[EXERCISE OBJECTIVE]
Which lines contain the word "this"? Return each of them as written.

::::::

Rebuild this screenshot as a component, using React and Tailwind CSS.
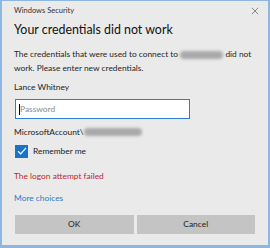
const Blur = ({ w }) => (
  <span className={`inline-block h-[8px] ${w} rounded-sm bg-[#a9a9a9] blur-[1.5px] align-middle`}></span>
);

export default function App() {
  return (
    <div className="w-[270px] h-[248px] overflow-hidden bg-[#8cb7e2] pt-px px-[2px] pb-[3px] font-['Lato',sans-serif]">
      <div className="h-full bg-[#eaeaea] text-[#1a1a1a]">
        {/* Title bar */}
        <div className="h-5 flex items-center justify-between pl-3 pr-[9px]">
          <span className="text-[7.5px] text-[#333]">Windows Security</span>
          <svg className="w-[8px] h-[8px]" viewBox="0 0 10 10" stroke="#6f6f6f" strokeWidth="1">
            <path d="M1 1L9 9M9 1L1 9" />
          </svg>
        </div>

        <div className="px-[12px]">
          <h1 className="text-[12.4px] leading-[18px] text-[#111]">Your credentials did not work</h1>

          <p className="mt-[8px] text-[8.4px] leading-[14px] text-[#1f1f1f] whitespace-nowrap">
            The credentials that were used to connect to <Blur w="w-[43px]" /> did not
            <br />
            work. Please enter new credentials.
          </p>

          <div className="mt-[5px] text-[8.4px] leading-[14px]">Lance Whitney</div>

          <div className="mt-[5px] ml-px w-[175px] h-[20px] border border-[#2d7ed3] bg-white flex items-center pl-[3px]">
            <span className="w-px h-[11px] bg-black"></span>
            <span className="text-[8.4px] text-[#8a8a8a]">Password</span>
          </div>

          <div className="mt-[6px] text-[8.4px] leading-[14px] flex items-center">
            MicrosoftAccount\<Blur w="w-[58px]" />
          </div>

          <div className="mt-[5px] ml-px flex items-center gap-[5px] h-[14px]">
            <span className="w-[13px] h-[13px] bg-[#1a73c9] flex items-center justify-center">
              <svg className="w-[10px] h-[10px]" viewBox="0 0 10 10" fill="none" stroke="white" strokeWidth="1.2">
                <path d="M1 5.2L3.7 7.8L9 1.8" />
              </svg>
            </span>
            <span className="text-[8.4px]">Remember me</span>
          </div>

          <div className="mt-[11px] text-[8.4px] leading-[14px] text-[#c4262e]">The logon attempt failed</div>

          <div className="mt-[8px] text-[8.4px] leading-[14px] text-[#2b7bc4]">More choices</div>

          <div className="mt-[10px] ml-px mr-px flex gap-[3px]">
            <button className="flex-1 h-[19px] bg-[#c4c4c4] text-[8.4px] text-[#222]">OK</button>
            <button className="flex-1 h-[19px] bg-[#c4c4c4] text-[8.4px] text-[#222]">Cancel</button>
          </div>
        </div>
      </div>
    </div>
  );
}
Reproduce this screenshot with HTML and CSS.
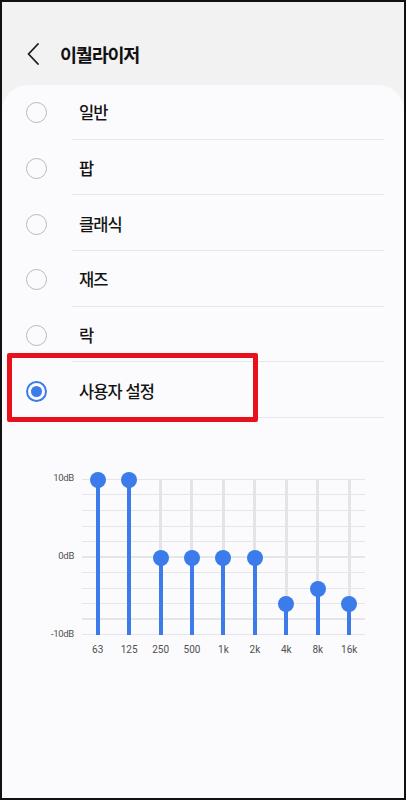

::::::

[COMPLETE ANSWER]
Rebuild this screenshot as a component, using React and Tailwind CSS.
Reproduce this screenshot with HTML and CSS.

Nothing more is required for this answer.